Se considerarmos que apenas nos 60 anos decorridos desde a metade do século XX aconteceram inovações tecnológicas que fizeram com que o mundo e as condições de vida do homem mudassem mais do que nos 3.500 anos precedentes documentados pela escrita humana, penso que fica evidente a necessidade de uma evolução da nossa religiosidade.

Fico impressionado com a visão que tinha Bonhoeffer. Acho que ele está nos mostrando o caminho a seguir, apontando a direção certa. Apenas discordo do termo 'emancipado' que ele usou. Julgo que 'revoltoso' ou 'inconformado' definiriam melhor a nossa condição. Para nós nos emanciparmos falta uma melhor qualificação. Enquanto não atingirmos esta qualificação, apenas trocamos um jugo por outro, muitas vezes pior.

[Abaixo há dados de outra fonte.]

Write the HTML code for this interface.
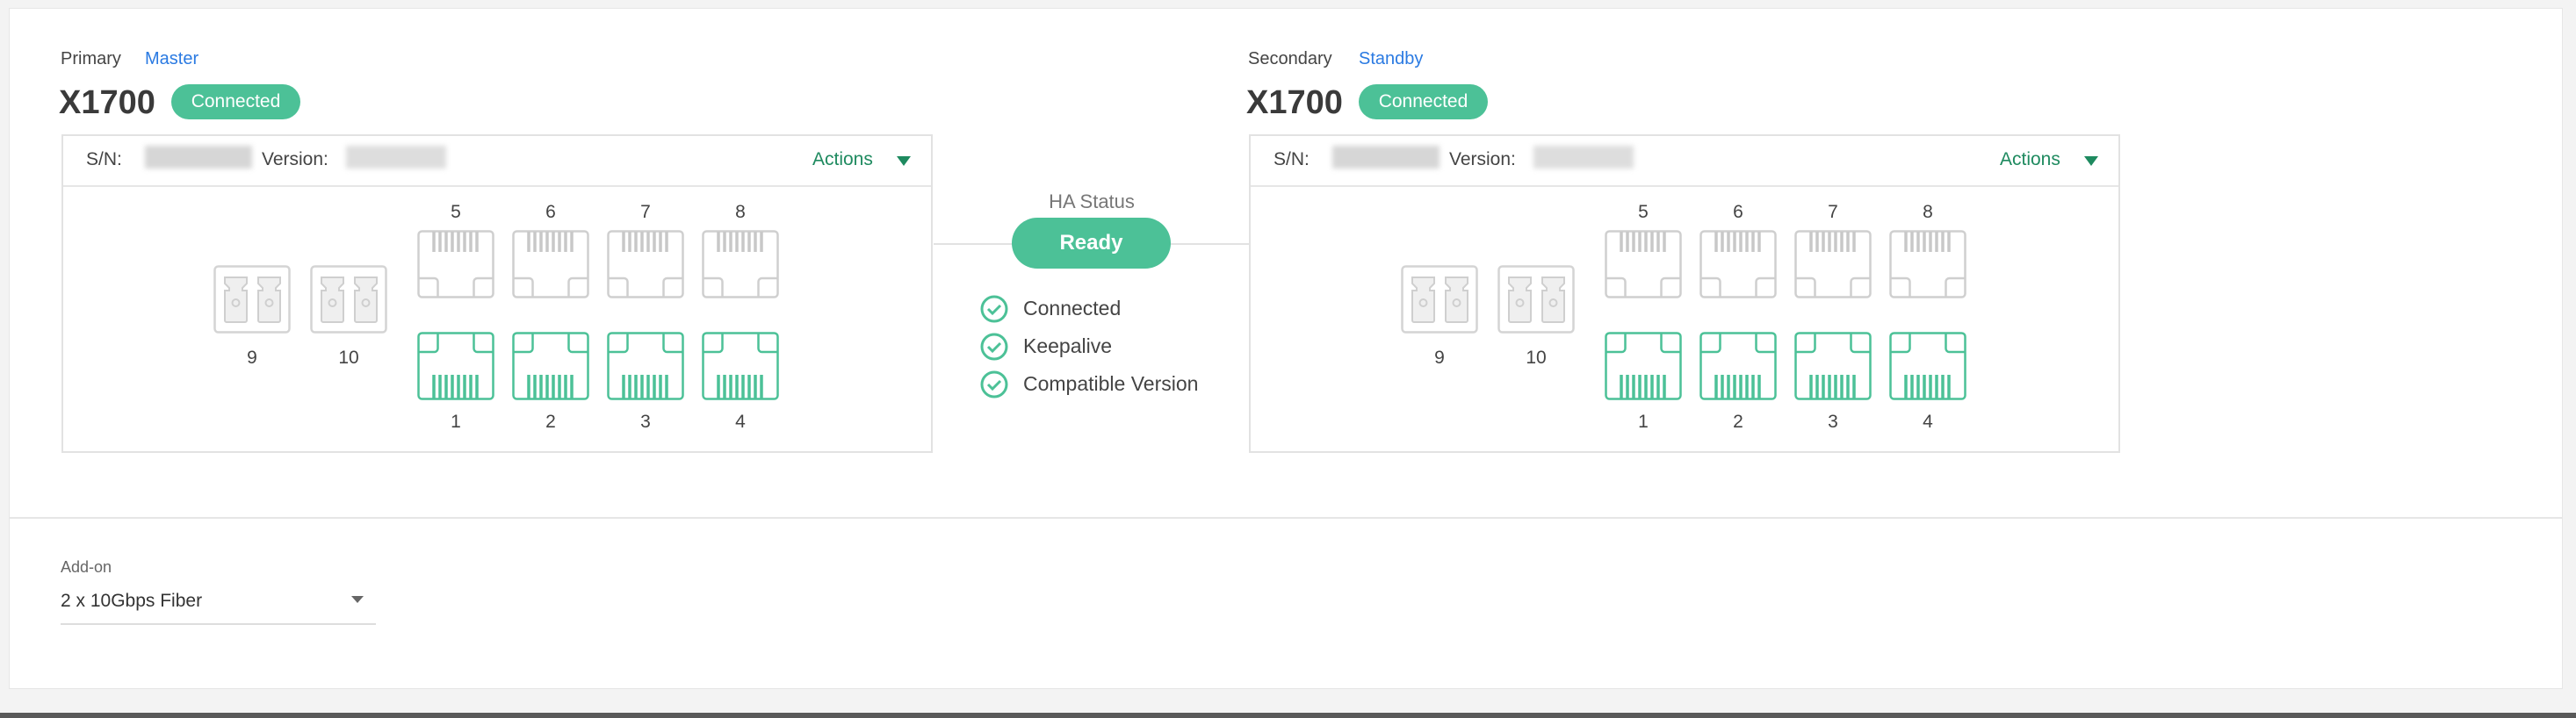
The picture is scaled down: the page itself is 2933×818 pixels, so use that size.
<!DOCTYPE html>
<html><head><meta charset="utf-8"><style>
*{margin:0;padding:0;box-sizing:border-box}
body{width:2933px;height:818px;background:#f3f3f3;position:relative;overflow:hidden;font-family:"Liberation Sans",sans-serif;color:#333}
.card{position:absolute;left:10px;top:9px;width:2908px;height:776px;background:#fff;border:1px solid #e6e6e6}
.a{position:absolute;white-space:nowrap}
.badge{position:absolute;height:40px;width:147px;border-radius:20px;background:#4cc197;color:#fff;font-size:21px;text-align:center;line-height:40px}
.box{position:absolute;width:992px;height:363px;border:2px solid #e2e2e2;background:#fff}
.blur{position:absolute;background:#d6d6d6;filter:blur(3px);height:26px}
.gport{position:absolute;width:88px;height:78px}
.green{color:#1e8a5f}
</style></head><body>
<div class="card"></div>
<div class="a" style="left:0;top:812px;width:2933px;height:6px;background:#595959"></div>
<div class="a" style="left:11px;top:589px;width:2906px;height:2px;background:#e6e6e6"></div>

<div class="a" style="left:69px;top:636px;font-size:18px;color:#666">Add-on</div>
<div class="a" style="left:69px;top:673px;font-size:21px;color:#333">2 x 10Gbps Fiber</div>
<div class="a" style="left:400px;top:679px;width:0;height:0;border-left:7px solid transparent;border-right:7px solid transparent;border-top:8px solid #666"></div>
<div class="a" style="left:69px;top:710px;width:359px;height:2px;background:#ddd"></div>

<!-- HA -->
<div class="a" style="left:1063px;top:277px;width:359px;height:2px;background:#e2e2e2"></div>
<div class="a" style="left:1143px;top:217px;width:200px;text-align:center;font-size:22px;color:#777">HA Status</div>
<div class="badge" style="left:1152px;top:248px;width:181px;height:58px;border-radius:29px;line-height:58px;font-size:24px;font-weight:bold">Ready</div>
<svg class="a" style="left:1115px;top:335px" width="36" height="120" viewBox="0 0 36 120">
<g fill="none" stroke="#4cc197" stroke-width="3"><circle cx="17" cy="17" r="14"/><path d="M10 17l5 5 9-9"/><circle cx="17" cy="60" r="14"/><path d="M10 60l5 5 9-9"/><circle cx="17" cy="103" r="14"/><path d="M10 103l5 5 9-9"/></g></svg>
<div class="a" style="left:1165px;top:338px;font-size:23px;color:#444">Connected</div>
<div class="a" style="left:1165px;top:381px;font-size:23px;color:#444">Keepalive</div>
<div class="a" style="left:1165px;top:424px;font-size:23px;color:#444">Compatible Version</div>

<svg width="0" height="0" style="position:absolute"><defs>
<g id="gp" fill="none" stroke="#cfcfcf" stroke-width="2.5"><rect x="1.5" y="1.5" width="85" height="75" rx="4"/><path d="M1.5 55h18a4 4 0 0 1 4 4v17.5M86.5 55h-18a4 4 0 0 0-4 4v17.5"/><g stroke="#c8c8c8" stroke-width="3.5"><path d="M19 2v23M26 2v23M33 2v23M40 2v23M47 2v23M54 2v23M61 2v23M68 2v23"/></g></g>
<g id="pp" fill="none" stroke="#4cc197" stroke-width="2.5"><rect x="1.5" y="1.5" width="85" height="75" rx="4"/><path d="M1.5 23h18a4 4 0 0 0 4-4V1.5M86.5 23h-18a4 4 0 0 1-4-4V1.5"/><g stroke-width="3.5"><path d="M19 76V49M26 76V49M33 76V49M40 76V49M47 76V49M54 76V49M61 76V49M68 76V49"/></g></g>
<g id="sfp"><rect x="1.5" y="1.5" width="85" height="75" rx="4" fill="none" stroke="#d4d4d4" stroke-width="2.5"/><g fill="#efefef" stroke="#cfcfcf" stroke-width="2"><path d="M13 14h25v7l-5 5v3h5v34a2 2 0 0 1-2 2H15a2 2 0 0 1-2-2V29h5v-3l-5-5z"/><path d="M51 14h25v7l-5 5v3h5v34a2 2 0 0 1-2 2H53a2 2 0 0 1-2-2V29h5v-3l-5-5z"/></g><circle cx="25.5" cy="43" r="4" fill="none" stroke="#cfcfcf" stroke-width="2"/><circle cx="63.5" cy="43" r="4" fill="none" stroke="#cfcfcf" stroke-width="2"/></g>
</defs></svg>

<!-- LEFT DEVICE -->
<div id="L">
<div class="a" style="left:69px;top:56px;font-size:20px;color:#444">Primary</div>
<div class="a" style="left:165px;top:56px;font-size:20px;color:#2a7ae2">Master</div>
<div class="a" style="left:67px;top:96px;font-size:38px;font-weight:bold;color:#3a3a3a">X1700</div>
<div class="badge" style="left:195px;top:96px">Connected</div>
<div class="box" style="left:70px;top:153px"></div>
<div class="a" style="left:72px;top:211px;width:988px;height:2px;background:#e6e6e6"></div>
<div class="a" style="left:98px;top:170px;font-size:21px;color:#444">S/N:</div>
<div class="blur" style="left:165px;top:166px;width:122px"></div>
<div class="a" style="left:298px;top:170px;font-size:21px;color:#444">Version:</div>
<div class="blur" style="left:394px;top:166px;width:114px;background:#ddd"></div>
<div class="a green" style="left:925px;top:170px;font-size:21px">Actions</div>
<div class="a" style="left:1021px;top:178px;border-left:8px solid transparent;border-right:8px solid transparent;border-top:11px solid #1e8a5f"></div>
<svg class="a" style="left:243px;top:302px" width="200" height="80"><use href="#sfp"/><use href="#sfp" x="110"/></svg>
<div class="a" style="left:267px;top:396px;width:40px;text-align:center;font-size:21px;color:#444">9</div>
<div class="a" style="left:377px;top:396px;width:40px;text-align:center;font-size:21px;color:#444">10</div>
<svg class="a" style="left:475px;top:262px" width="440" height="200"><use href="#gp"/><use href="#gp" x="108"/><use href="#gp" x="216"/><use href="#gp" x="324"/><use href="#pp" y="116"/><use href="#pp" x="108" y="116"/><use href="#pp" x="216" y="116"/><use href="#pp" x="324" y="116"/></svg>
<div class="a" style="left:499px;top:230px;width:40px;text-align:center;font-size:21px;color:#444">5</div>
<div class="a" style="left:607px;top:230px;width:40px;text-align:center;font-size:21px;color:#444">6</div>
<div class="a" style="left:715px;top:230px;width:40px;text-align:center;font-size:21px;color:#444">7</div>
<div class="a" style="left:823px;top:230px;width:40px;text-align:center;font-size:21px;color:#444">8</div>
<div class="a" style="left:499px;top:469px;width:40px;text-align:center;font-size:21px;color:#444">1</div>
<div class="a" style="left:607px;top:469px;width:40px;text-align:center;font-size:21px;color:#444">2</div>
<div class="a" style="left:715px;top:469px;width:40px;text-align:center;font-size:21px;color:#444">3</div>
<div class="a" style="left:823px;top:469px;width:40px;text-align:center;font-size:21px;color:#444">4</div>
</div>

<!-- RIGHT DEVICE -->
<div style="position:absolute;left:1352px;top:0;width:1200px;height:600px">
<div class="a" style="left:69px;top:56px;font-size:20px;color:#444">Secondary</div>
<div class="a" style="left:195px;top:56px;font-size:20px;color:#2a7ae2">Standby</div>
<div class="a" style="left:67px;top:96px;font-size:38px;font-weight:bold;color:#3a3a3a">X1700</div>
<div class="badge" style="left:195px;top:96px">Connected</div>
<div class="box" style="left:70px;top:153px"></div>
<div class="a" style="left:72px;top:211px;width:988px;height:2px;background:#e6e6e6"></div>
<div class="a" style="left:98px;top:170px;font-size:21px;color:#444">S/N:</div>
<div class="blur" style="left:165px;top:166px;width:122px"></div>
<div class="a" style="left:298px;top:170px;font-size:21px;color:#444">Version:</div>
<div class="blur" style="left:394px;top:166px;width:114px;background:#ddd"></div>
<div class="a green" style="left:925px;top:170px;font-size:21px">Actions</div>
<div class="a" style="left:1021px;top:178px;border-left:8px solid transparent;border-right:8px solid transparent;border-top:11px solid #1e8a5f"></div>
<svg class="a" style="left:243px;top:302px" width="200" height="80"><use href="#sfp"/><use href="#sfp" x="110"/></svg>
<div class="a" style="left:267px;top:396px;width:40px;text-align:center;font-size:21px;color:#444">9</div>
<div class="a" style="left:377px;top:396px;width:40px;text-align:center;font-size:21px;color:#444">10</div>
<svg class="a" style="left:475px;top:262px" width="440" height="200"><use href="#gp"/><use href="#gp" x="108"/><use href="#gp" x="216"/><use href="#gp" x="324"/><use href="#pp" y="116"/><use href="#pp" x="108" y="116"/><use href="#pp" x="216" y="116"/><use href="#pp" x="324" y="116"/></svg>
<div class="a" style="left:499px;top:230px;width:40px;text-align:center;font-size:21px;color:#444">5</div>
<div class="a" style="left:607px;top:230px;width:40px;text-align:center;font-size:21px;color:#444">6</div>
<div class="a" style="left:715px;top:230px;width:40px;text-align:center;font-size:21px;color:#444">7</div>
<div class="a" style="left:823px;top:230px;width:40px;text-align:center;font-size:21px;color:#444">8</div>
<div class="a" style="left:499px;top:469px;width:40px;text-align:center;font-size:21px;color:#444">1</div>
<div class="a" style="left:607px;top:469px;width:40px;text-align:center;font-size:21px;color:#444">2</div>
<div class="a" style="left:715px;top:469px;width:40px;text-align:center;font-size:21px;color:#444">3</div>
<div class="a" style="left:823px;top:469px;width:40px;text-align:center;font-size:21px;color:#444">4</div>
</div>
</body></html>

A mudança principal, a meu ver, precisa acontecer na nossa educação, no nosso processo formativo. Individualmente e coletivamente precisamos de um melhor preparo. Precisamos saber mais, ser mais cônscios de nós próprios, para poder assumir maior responsabilidade e autodirecionamento, ao invés de ser dirigidos externamente, como ovelhas por pastores, ou internamente, por um superego excessivamente programado.

Precisamos aprender a assimilar, não apenas decorar, a sabedoria adquirida pelas gerações que nos antecederam. Precisamos, nós Ocidentais, aprender a ler, por exemplo, a Bíblia que contém imensas sabedorias, mas cuja linguagem simbólica não deve ser confundida com a linguagem simples de um livro contemporâneo. Se um maior número de nós soubesse apreciar a importância da mensagem de Jesus de Nazaré, a festa do Natal seria comemorada de forma diferente da que se observa hoje na maioria das vezes. Ao mesmo tempo, porém, precisamos ter uma noção das principais escolas filosóficas que se formaram ao redor do nosso planeta.

Tudo isso não só parece como é, de fato, uma tarefa gigantesca. Mas é uma tarefa que não está fora do alcance. Antes de tudo, a tarefa é modulável. Não se pode e não se deve pedir tudo a todos, e já, de imediato. Mas o que deve haver, progressivamente, são mudanças de enfoque, de perspectiva e de métodos, visando a um aumento geral de preparo.

É neste sentido que vejo um grande futuro à nossa frente e convido a todos que naveguem no presente blog para encarar este Natal e o Ano 2009 com alegria e confiança".